▸ **Given records**:
'''
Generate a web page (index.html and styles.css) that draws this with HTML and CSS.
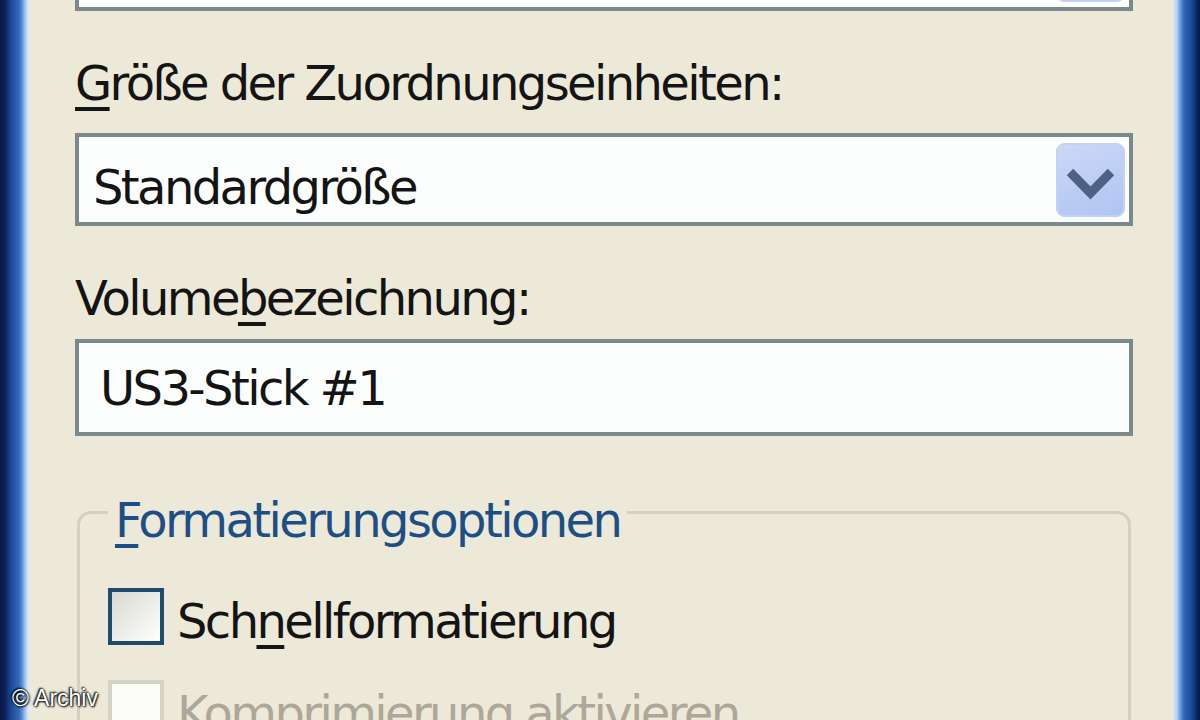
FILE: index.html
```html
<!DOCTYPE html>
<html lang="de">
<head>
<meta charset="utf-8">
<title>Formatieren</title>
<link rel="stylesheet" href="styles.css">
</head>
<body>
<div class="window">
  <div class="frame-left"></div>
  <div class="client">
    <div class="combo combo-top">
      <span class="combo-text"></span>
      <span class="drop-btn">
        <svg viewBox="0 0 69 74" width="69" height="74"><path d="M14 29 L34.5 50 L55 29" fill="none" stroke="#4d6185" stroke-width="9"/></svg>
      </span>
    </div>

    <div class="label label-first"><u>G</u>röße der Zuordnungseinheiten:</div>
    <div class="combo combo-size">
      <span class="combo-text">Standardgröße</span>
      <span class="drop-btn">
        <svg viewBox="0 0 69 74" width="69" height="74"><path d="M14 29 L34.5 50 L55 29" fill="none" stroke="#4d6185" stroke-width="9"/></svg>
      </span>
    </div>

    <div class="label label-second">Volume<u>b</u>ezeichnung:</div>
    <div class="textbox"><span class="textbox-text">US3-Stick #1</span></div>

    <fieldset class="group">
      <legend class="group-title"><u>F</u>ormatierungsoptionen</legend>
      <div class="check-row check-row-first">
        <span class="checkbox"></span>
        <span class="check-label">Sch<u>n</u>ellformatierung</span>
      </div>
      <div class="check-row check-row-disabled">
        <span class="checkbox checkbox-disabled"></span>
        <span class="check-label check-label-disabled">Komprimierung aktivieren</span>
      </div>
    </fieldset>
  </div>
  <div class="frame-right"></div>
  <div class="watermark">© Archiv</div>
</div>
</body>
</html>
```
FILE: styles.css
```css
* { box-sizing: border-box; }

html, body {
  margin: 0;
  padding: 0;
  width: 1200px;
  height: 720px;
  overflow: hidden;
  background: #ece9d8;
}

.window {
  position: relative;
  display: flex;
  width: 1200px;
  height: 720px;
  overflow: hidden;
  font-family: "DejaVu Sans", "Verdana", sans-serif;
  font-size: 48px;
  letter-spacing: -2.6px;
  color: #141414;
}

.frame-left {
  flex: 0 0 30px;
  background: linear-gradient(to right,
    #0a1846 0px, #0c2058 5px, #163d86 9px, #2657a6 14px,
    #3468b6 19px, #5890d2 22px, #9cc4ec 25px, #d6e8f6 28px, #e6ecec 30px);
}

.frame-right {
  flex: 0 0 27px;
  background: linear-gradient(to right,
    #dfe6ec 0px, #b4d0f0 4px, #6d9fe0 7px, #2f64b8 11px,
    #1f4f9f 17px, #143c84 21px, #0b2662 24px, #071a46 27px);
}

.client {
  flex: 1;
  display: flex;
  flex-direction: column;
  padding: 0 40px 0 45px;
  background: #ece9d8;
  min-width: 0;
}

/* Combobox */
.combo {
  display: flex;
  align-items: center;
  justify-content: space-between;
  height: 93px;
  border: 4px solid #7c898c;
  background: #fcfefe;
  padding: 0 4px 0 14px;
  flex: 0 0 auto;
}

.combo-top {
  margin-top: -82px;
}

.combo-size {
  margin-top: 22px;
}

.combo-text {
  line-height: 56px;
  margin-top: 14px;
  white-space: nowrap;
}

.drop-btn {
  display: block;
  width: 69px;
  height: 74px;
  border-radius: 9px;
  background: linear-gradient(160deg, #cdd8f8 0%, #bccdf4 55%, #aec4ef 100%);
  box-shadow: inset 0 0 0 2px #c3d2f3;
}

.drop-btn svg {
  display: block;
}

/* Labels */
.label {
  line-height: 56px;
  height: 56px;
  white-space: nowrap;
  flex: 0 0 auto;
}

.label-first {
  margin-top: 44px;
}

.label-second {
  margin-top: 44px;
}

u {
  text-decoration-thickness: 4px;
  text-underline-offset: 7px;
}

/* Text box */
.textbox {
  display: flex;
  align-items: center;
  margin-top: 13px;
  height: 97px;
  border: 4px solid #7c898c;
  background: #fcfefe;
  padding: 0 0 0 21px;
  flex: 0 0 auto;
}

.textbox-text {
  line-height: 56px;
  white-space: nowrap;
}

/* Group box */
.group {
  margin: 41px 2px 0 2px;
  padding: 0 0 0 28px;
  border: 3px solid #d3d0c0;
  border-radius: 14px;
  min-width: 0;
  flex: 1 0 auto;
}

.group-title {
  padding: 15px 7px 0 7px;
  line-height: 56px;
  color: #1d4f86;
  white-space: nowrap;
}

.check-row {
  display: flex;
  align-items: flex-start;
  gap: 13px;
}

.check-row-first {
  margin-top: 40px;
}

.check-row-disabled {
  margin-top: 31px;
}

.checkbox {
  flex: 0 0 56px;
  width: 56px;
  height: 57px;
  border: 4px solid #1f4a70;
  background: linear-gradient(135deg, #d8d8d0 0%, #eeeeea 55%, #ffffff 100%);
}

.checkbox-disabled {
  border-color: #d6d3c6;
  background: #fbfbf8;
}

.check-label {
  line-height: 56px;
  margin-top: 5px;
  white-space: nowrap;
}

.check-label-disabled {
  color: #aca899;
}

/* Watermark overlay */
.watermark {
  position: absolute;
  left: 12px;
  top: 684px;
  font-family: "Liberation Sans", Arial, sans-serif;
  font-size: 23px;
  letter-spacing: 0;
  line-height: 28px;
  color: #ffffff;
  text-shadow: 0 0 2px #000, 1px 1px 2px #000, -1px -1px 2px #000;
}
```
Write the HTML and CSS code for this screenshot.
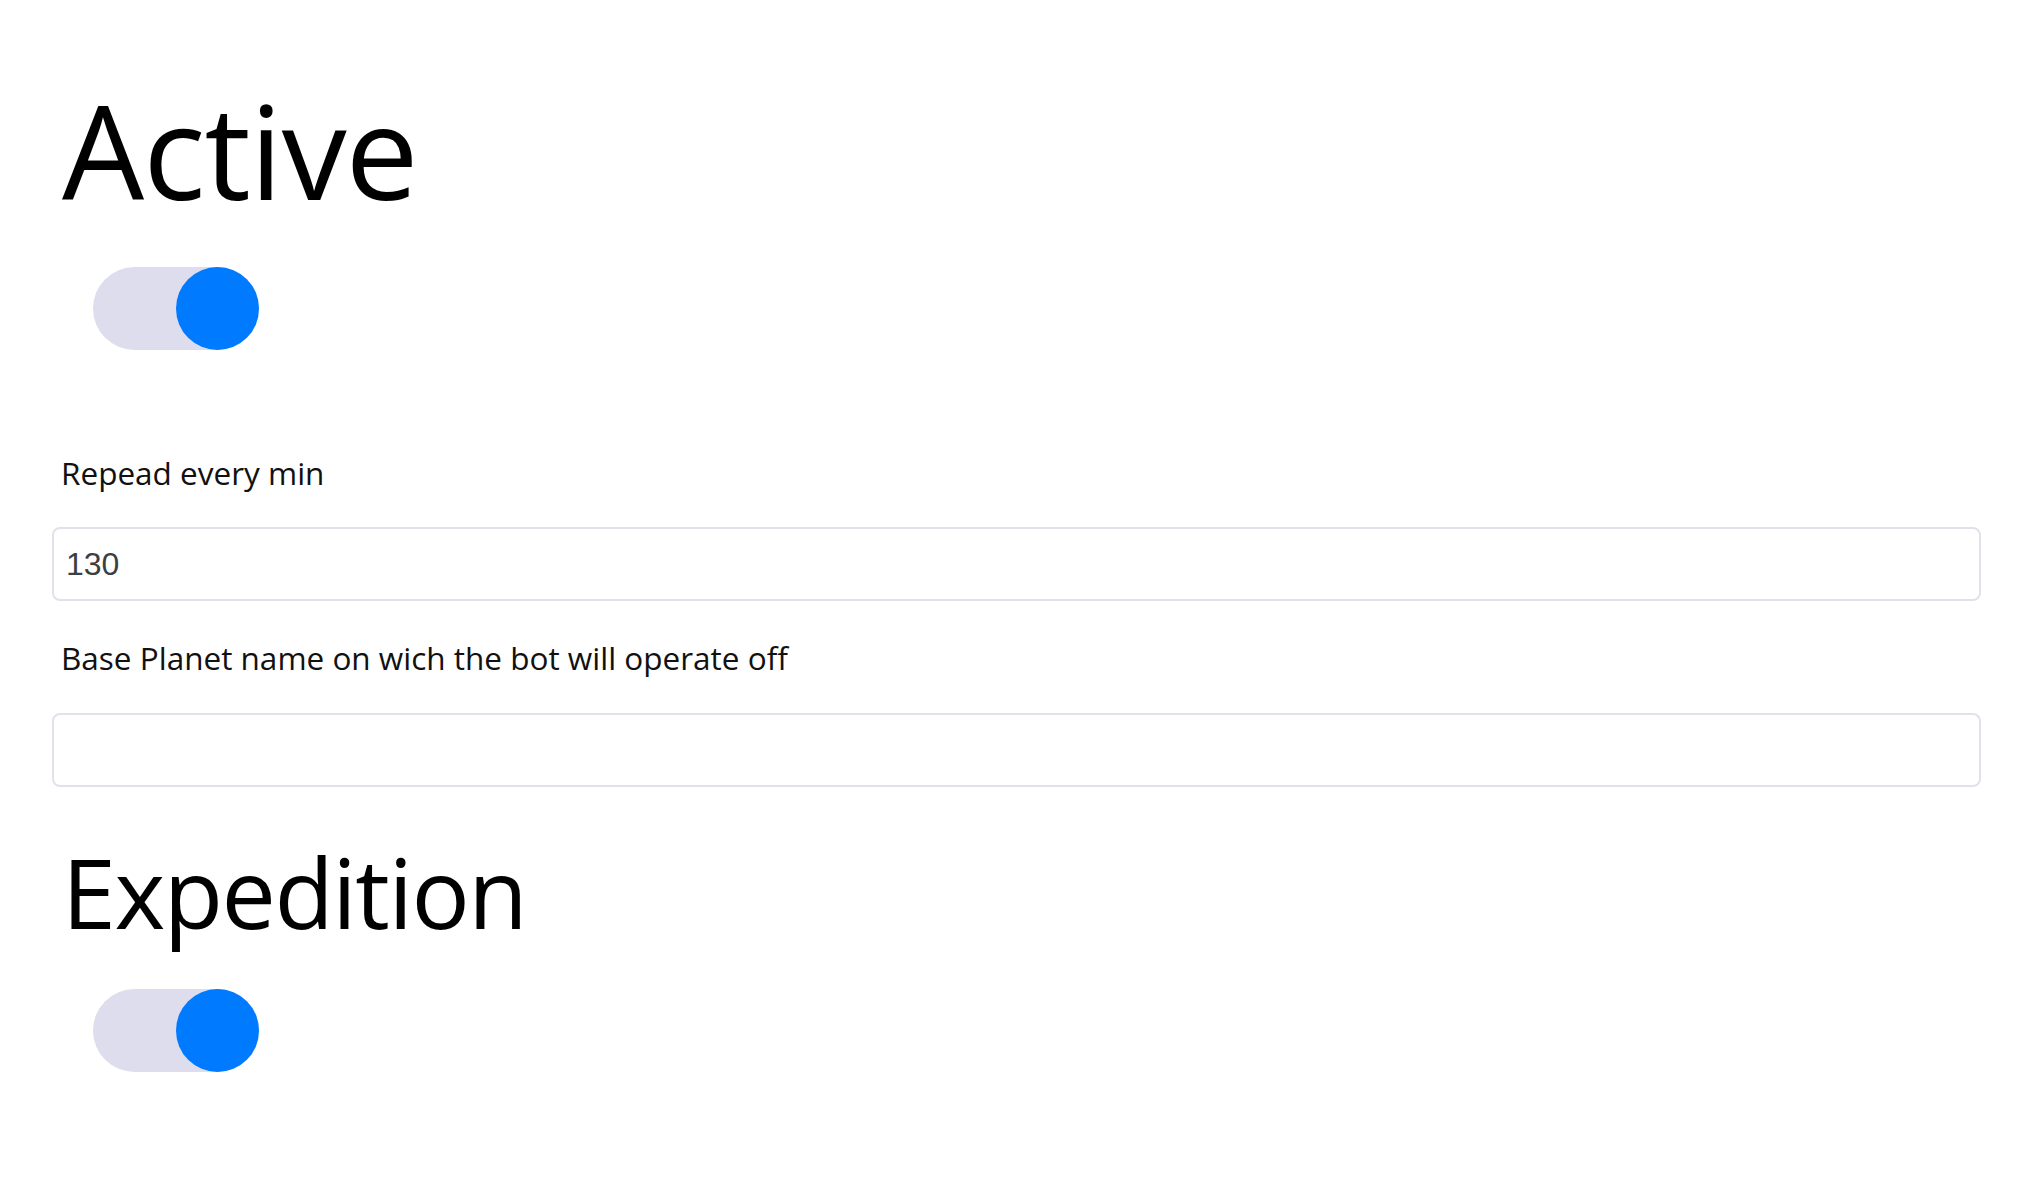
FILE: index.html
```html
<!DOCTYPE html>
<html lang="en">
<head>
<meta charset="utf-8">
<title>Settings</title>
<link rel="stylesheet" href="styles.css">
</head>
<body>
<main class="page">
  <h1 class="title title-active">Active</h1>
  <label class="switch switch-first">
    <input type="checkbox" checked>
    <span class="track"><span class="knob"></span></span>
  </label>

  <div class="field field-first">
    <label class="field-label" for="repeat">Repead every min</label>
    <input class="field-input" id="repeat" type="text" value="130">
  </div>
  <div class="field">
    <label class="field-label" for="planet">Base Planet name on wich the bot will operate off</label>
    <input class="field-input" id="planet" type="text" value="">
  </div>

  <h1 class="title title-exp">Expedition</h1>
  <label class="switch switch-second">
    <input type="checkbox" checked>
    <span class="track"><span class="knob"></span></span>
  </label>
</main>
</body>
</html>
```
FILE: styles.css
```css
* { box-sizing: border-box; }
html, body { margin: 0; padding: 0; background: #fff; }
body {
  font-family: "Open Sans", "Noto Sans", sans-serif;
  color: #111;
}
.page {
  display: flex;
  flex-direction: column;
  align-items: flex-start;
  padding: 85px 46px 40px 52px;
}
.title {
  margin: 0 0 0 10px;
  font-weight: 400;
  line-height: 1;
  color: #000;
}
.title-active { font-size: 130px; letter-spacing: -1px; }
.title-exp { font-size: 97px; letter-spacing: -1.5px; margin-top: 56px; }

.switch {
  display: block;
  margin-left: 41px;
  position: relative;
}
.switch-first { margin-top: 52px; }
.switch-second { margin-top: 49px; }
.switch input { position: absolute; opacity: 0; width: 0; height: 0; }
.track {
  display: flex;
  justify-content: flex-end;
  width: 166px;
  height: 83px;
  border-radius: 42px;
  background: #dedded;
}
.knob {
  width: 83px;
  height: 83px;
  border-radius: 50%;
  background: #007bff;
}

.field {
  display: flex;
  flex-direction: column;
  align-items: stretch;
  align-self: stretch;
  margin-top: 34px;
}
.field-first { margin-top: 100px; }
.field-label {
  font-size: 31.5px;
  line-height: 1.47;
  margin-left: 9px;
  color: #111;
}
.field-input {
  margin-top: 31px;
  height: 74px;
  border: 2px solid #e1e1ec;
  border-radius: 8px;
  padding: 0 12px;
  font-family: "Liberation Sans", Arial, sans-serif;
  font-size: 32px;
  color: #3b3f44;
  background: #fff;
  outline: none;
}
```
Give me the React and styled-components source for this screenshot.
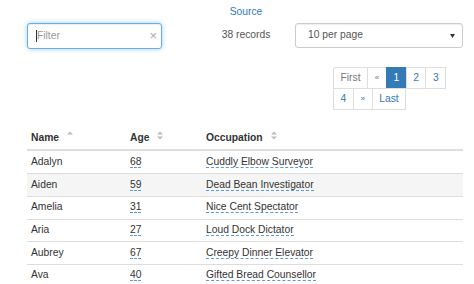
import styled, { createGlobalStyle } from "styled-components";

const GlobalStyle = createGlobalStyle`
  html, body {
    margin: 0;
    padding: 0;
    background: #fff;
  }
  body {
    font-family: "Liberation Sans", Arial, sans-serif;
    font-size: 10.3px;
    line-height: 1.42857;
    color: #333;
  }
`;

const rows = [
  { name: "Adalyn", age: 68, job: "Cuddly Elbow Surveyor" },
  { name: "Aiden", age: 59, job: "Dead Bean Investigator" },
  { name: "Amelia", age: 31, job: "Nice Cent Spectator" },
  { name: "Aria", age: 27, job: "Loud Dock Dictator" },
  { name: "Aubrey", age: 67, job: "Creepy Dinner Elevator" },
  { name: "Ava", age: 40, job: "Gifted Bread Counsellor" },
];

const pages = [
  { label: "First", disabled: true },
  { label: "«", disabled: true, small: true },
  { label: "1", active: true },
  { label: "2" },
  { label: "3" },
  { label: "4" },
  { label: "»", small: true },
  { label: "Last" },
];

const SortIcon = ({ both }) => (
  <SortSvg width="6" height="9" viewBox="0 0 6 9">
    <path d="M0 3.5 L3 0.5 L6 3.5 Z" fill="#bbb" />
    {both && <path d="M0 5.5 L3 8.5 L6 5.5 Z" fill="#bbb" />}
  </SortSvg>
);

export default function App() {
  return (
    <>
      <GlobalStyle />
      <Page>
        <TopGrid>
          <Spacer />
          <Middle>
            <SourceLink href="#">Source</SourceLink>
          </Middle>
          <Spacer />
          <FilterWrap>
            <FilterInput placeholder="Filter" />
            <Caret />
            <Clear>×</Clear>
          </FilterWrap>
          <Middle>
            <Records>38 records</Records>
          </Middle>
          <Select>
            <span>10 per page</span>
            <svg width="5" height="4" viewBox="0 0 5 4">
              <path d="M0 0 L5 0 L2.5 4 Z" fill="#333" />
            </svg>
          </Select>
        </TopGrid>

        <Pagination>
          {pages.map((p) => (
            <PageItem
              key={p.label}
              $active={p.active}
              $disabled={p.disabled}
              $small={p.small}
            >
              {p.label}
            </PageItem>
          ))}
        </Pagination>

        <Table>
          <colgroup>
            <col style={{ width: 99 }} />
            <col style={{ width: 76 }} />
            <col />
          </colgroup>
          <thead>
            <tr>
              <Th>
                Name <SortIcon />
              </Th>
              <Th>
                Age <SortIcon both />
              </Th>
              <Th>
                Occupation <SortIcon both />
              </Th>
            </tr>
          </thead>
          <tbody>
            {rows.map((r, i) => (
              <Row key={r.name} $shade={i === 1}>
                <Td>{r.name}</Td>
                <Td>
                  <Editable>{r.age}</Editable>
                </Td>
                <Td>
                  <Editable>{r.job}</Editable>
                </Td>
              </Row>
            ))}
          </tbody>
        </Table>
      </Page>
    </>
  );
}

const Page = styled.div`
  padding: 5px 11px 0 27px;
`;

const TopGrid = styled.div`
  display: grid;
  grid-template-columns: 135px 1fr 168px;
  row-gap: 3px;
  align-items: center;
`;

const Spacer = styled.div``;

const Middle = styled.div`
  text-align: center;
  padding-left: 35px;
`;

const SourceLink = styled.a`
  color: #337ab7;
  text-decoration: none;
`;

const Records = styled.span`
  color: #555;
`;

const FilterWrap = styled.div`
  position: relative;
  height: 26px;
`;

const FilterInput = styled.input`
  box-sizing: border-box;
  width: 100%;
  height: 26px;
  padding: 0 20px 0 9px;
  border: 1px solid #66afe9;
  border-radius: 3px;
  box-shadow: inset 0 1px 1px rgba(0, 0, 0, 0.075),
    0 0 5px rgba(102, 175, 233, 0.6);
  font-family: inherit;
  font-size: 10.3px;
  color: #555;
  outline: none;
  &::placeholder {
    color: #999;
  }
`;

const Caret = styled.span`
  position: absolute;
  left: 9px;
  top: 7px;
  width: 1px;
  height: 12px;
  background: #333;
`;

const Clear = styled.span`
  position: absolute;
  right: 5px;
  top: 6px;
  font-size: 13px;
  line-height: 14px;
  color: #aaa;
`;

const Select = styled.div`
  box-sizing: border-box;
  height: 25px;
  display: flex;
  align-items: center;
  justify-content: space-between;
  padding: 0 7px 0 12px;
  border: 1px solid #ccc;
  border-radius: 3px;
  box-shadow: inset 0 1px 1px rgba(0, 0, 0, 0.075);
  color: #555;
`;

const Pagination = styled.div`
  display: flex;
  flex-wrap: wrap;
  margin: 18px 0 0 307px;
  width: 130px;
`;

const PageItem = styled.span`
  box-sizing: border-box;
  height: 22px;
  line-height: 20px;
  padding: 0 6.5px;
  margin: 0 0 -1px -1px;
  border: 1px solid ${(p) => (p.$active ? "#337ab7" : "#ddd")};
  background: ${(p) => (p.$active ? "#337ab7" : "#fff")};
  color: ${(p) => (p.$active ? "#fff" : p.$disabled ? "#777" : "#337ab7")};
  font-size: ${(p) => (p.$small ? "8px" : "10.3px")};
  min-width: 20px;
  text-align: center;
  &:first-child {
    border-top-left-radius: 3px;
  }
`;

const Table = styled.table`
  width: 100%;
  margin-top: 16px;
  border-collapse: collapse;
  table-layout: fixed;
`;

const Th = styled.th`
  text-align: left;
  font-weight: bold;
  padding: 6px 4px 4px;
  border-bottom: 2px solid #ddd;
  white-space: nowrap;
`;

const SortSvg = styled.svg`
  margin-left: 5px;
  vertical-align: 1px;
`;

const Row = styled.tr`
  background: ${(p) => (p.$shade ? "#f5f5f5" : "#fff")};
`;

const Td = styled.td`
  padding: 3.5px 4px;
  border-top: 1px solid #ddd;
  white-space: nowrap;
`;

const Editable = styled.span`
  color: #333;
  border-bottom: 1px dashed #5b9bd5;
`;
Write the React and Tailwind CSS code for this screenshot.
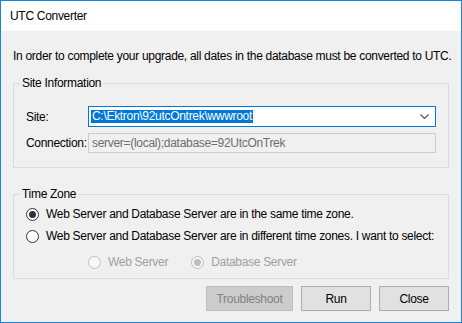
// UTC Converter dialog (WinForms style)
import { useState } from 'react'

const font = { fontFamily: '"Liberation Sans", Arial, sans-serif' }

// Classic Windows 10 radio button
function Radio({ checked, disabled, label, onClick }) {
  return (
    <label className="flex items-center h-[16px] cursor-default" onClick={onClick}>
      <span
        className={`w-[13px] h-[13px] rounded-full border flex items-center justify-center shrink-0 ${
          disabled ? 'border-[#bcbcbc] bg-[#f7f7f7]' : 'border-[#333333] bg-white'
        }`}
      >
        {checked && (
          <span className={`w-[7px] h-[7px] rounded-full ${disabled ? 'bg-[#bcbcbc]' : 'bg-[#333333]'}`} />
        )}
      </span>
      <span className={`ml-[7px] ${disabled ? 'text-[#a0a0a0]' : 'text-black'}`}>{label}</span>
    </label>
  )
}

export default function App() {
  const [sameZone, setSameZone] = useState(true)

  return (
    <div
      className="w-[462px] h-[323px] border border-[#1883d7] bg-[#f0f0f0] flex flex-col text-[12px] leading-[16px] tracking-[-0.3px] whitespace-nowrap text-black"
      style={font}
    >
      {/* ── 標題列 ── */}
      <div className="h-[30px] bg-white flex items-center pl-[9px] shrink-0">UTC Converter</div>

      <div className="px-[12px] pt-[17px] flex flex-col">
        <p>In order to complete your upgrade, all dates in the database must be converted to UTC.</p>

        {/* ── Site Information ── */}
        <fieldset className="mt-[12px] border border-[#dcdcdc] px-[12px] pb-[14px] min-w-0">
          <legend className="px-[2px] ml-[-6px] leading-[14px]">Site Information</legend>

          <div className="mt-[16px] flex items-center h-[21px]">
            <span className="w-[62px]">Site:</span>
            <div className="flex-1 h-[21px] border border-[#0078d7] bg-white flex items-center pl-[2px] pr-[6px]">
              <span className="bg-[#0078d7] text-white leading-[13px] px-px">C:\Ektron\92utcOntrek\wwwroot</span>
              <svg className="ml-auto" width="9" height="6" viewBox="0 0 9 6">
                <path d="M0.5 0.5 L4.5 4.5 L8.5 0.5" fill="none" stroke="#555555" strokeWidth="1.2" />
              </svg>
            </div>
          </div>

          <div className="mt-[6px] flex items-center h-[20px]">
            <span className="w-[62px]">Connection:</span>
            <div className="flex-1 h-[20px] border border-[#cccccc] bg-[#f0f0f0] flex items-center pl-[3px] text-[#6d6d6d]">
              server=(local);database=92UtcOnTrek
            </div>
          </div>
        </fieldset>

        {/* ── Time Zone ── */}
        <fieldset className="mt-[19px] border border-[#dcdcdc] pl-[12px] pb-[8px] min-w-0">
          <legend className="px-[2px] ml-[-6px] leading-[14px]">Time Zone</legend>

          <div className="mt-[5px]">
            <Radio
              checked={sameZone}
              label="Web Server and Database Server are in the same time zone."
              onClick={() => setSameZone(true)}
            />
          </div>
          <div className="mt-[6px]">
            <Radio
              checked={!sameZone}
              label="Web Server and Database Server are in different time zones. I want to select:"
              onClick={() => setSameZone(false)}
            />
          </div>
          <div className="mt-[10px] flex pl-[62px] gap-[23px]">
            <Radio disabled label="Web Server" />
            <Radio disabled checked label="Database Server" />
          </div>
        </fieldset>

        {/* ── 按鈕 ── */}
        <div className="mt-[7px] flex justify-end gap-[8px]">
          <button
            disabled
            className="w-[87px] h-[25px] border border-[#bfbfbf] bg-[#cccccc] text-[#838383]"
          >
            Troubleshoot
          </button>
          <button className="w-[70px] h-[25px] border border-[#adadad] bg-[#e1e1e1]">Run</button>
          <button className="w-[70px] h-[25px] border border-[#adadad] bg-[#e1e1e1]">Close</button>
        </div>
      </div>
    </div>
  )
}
'''
▸ **Stated problem**: Lines that hold "code" are the ones to copy; find all of them.

▸ **Complete output**:
Write the HTML and CSS code for this screenshot.
Write the React and Tailwind CSS code for this screenshot.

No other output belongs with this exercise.